Interface markup and scripts
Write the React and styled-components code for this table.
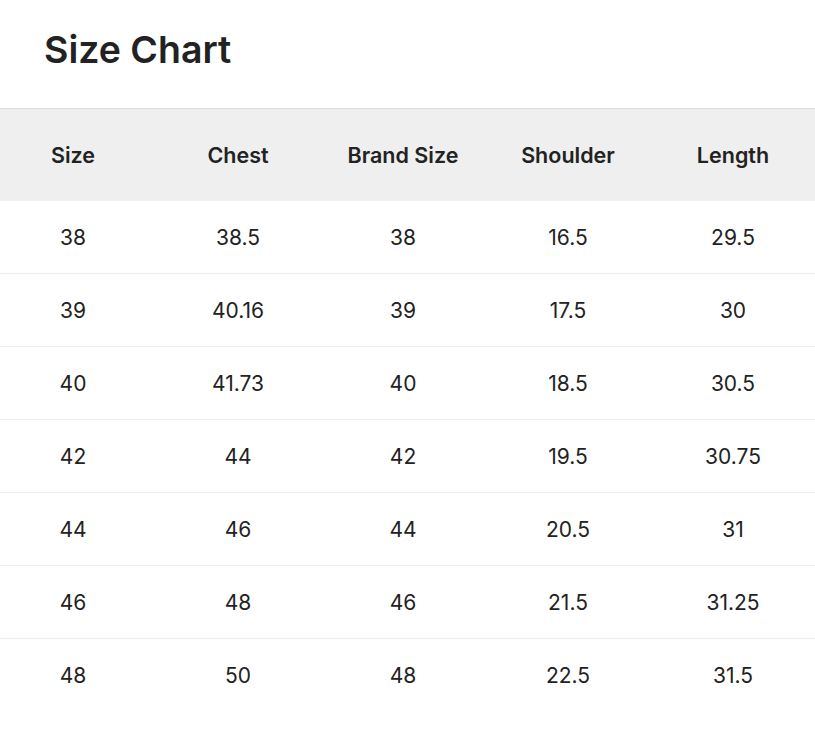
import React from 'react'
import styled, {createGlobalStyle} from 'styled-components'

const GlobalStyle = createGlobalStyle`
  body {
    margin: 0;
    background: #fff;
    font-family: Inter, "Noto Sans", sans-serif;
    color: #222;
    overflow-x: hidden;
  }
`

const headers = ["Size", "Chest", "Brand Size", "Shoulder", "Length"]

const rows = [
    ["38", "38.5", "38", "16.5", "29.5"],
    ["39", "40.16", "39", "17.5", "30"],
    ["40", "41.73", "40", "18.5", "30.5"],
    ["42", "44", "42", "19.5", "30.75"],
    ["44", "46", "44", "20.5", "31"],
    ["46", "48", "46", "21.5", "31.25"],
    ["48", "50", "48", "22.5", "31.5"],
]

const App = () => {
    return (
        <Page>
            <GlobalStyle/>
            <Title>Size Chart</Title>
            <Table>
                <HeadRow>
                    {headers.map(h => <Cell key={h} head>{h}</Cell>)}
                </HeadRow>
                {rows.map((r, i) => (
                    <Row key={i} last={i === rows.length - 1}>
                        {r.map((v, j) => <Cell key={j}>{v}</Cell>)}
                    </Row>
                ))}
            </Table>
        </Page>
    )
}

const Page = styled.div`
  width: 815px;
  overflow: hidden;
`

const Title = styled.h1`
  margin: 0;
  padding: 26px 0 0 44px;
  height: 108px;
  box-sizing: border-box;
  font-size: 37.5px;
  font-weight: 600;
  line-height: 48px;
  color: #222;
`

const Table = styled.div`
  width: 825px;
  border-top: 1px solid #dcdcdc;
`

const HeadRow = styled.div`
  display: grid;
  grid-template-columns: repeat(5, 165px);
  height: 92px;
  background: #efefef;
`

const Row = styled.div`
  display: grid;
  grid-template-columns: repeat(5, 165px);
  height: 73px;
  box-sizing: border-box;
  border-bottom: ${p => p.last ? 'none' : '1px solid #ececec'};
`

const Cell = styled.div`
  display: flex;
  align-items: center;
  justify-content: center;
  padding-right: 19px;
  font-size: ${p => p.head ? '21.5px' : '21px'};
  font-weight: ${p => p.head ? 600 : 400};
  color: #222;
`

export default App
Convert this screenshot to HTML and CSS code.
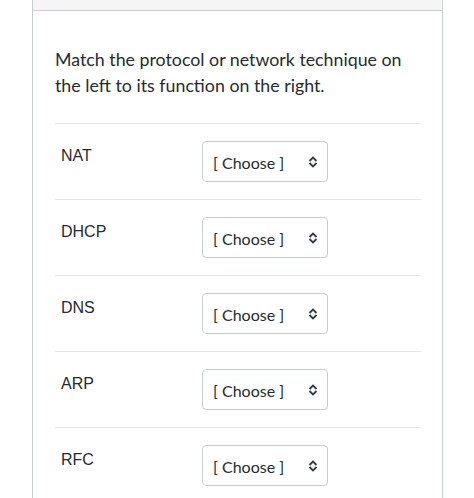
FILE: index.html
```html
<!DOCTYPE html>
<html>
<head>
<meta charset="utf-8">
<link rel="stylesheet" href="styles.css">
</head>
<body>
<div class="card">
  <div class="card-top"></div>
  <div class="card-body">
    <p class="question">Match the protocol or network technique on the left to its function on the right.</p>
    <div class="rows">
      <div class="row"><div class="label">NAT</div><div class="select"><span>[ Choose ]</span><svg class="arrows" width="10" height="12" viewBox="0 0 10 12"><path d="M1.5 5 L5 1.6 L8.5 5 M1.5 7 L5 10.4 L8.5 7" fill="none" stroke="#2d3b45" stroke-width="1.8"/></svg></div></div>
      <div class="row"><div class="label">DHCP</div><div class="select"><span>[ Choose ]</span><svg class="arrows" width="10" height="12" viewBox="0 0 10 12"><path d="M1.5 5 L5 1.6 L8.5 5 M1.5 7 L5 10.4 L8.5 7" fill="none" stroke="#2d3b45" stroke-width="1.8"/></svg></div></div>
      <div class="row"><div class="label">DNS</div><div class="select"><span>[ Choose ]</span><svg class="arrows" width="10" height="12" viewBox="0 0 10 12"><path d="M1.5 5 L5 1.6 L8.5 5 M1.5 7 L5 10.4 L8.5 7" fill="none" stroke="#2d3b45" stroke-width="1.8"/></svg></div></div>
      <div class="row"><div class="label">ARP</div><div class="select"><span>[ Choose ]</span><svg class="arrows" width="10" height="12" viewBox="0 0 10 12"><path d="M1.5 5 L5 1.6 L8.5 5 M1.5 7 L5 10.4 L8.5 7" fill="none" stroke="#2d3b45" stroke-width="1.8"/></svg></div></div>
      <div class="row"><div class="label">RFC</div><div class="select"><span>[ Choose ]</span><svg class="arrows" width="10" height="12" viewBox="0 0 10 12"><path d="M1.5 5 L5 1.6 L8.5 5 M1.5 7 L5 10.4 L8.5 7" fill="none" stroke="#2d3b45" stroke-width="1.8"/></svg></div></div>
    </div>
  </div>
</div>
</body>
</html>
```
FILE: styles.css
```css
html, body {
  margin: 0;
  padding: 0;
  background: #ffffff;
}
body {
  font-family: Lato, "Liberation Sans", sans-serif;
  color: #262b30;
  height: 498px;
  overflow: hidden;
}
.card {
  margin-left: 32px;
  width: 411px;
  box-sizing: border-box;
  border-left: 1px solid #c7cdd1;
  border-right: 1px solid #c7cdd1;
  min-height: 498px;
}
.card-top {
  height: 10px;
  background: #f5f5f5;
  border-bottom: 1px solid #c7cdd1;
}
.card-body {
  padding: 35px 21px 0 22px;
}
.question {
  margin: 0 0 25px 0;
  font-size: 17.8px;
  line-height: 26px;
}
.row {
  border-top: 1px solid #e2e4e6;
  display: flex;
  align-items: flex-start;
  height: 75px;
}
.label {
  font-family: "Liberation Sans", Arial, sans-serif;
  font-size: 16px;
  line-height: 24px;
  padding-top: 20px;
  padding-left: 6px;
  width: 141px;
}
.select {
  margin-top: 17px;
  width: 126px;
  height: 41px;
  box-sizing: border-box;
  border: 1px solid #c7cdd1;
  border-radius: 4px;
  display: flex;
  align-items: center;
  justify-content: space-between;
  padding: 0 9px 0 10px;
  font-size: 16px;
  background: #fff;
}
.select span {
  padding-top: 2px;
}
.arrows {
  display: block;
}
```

# SET PROBLEM:
Repeat every record precisely. Any picture among them stays out of the copy.

# COMPLETED EXERCISE:
Write the React and styled-components code for this table.
import React from 'react'
import styled, {createGlobalStyle} from 'styled-components'

const GlobalStyle = createGlobalStyle`
  body {
    margin: 0;
    background: #fff;
    font-family: Inter, "Noto Sans", sans-serif;
    color: #222;
    overflow-x: hidden;
  }
`

const headers = ["Size", "Chest", "Brand Size", "Shoulder", "Length"]

const rows = [
    ["38", "38.5", "38", "16.5", "29.5"],
    ["39", "40.16", "39", "17.5", "30"],
    ["40", "41.73", "40", "18.5", "30.5"],
    ["42", "44", "42", "19.5", "30.75"],
    ["44", "46", "44", "20.5", "31"],
    ["46", "48", "46", "21.5", "31.25"],
    ["48", "50", "48", "22.5", "31.5"],
]

const App = () => {
    return (
        <Page>
            <GlobalStyle/>
            <Title>Size Chart</Title>
            <Table>
                <HeadRow>
                    {headers.map(h => <Cell key={h} head>{h}</Cell>)}
                </HeadRow>
                {rows.map((r, i) => (
                    <Row key={i} last={i === rows.length - 1}>
                        {r.map((v, j) => <Cell key={j}>{v}</Cell>)}
                    </Row>
                ))}
            </Table>
        </Page>
    )
}

const Page = styled.div`
  width: 815px;
  overflow: hidden;
`

const Title = styled.h1`
  margin: 0;
  padding: 26px 0 0 44px;
  height: 108px;
  box-sizing: border-box;
  font-size: 37.5px;
  font-weight: 600;
  line-height: 48px;
  color: #222;
`

const Table = styled.div`
  width: 825px;
  border-top: 1px solid #dcdcdc;
`

const HeadRow = styled.div`
  display: grid;
  grid-template-columns: repeat(5, 165px);
  height: 92px;
  background: #efefef;
`

const Row = styled.div`
  display: grid;
  grid-template-columns: repeat(5, 165px);
  height: 73px;
  box-sizing: border-box;
  border-bottom: ${p => p.last ? 'none' : '1px solid #ececec'};
`

const Cell = styled.div`
  display: flex;
  align-items: center;
  justify-content: center;
  padding-right: 19px;
  font-size: ${p => p.head ? '21.5px' : '21px'};
  font-weight: ${p => p.head ? 600 : 400};
  color: #222;
`

export default App
Convert this screenshot to HTML and CSS code.
FILE: index.html
```html
<!DOCTYPE html>
<html>
<head>
<meta charset="utf-8">
<link rel="stylesheet" href="styles.css">
</head>
<body>
<div class="card">
  <div class="card-top"></div>
  <div class="card-body">
    <p class="question">Match the protocol or network technique on the left to its function on the right.</p>
    <div class="rows">
      <div class="row"><div class="label">NAT</div><div class="select"><span>[ Choose ]</span><svg class="arrows" width="10" height="12" viewBox="0 0 10 12"><path d="M1.5 5 L5 1.6 L8.5 5 M1.5 7 L5 10.4 L8.5 7" fill="none" stroke="#2d3b45" stroke-width="1.8"/></svg></div></div>
      <div class="row"><div class="label">DHCP</div><div class="select"><span>[ Choose ]</span><svg class="arrows" width="10" height="12" viewBox="0 0 10 12"><path d="M1.5 5 L5 1.6 L8.5 5 M1.5 7 L5 10.4 L8.5 7" fill="none" stroke="#2d3b45" stroke-width="1.8"/></svg></div></div>
      <div class="row"><div class="label">DNS</div><div class="select"><span>[ Choose ]</span><svg class="arrows" width="10" height="12" viewBox="0 0 10 12"><path d="M1.5 5 L5 1.6 L8.5 5 M1.5 7 L5 10.4 L8.5 7" fill="none" stroke="#2d3b45" stroke-width="1.8"/></svg></div></div>
      <div class="row"><div class="label">ARP</div><div class="select"><span>[ Choose ]</span><svg class="arrows" width="10" height="12" viewBox="0 0 10 12"><path d="M1.5 5 L5 1.6 L8.5 5 M1.5 7 L5 10.4 L8.5 7" fill="none" stroke="#2d3b45" stroke-width="1.8"/></svg></div></div>
      <div class="row"><div class="label">RFC</div><div class="select"><span>[ Choose ]</span><svg class="arrows" width="10" height="12" viewBox="0 0 10 12"><path d="M1.5 5 L5 1.6 L8.5 5 M1.5 7 L5 10.4 L8.5 7" fill="none" stroke="#2d3b45" stroke-width="1.8"/></svg></div></div>
    </div>
  </div>
</div>
</body>
</html>
```
FILE: styles.css
```css
html, body {
  margin: 0;
  padding: 0;
  background: #ffffff;
}
body {
  font-family: Lato, "Liberation Sans", sans-serif;
  color: #262b30;
  height: 498px;
  overflow: hidden;
}
.card {
  margin-left: 32px;
  width: 411px;
  box-sizing: border-box;
  border-left: 1px solid #c7cdd1;
  border-right: 1px solid #c7cdd1;
  min-height: 498px;
}
.card-top {
  height: 10px;
  background: #f5f5f5;
  border-bottom: 1px solid #c7cdd1;
}
.card-body {
  padding: 35px 21px 0 22px;
}
.question {
  margin: 0 0 25px 0;
  font-size: 17.8px;
  line-height: 26px;
}
.row {
  border-top: 1px solid #e2e4e6;
  display: flex;
  align-items: flex-start;
  height: 75px;
}
.label {
  font-family: "Liberation Sans", Arial, sans-serif;
  font-size: 16px;
  line-height: 24px;
  padding-top: 20px;
  padding-left: 6px;
  width: 141px;
}
.select {
  margin-top: 17px;
  width: 126px;
  height: 41px;
  box-sizing: border-box;
  border: 1px solid #c7cdd1;
  border-radius: 4px;
  display: flex;
  align-items: center;
  justify-content: space-between;
  padding: 0 9px 0 10px;
  font-size: 16px;
  background: #fff;
}
.select span {
  padding-top: 2px;
}
.arrows {
  display: block;
}
```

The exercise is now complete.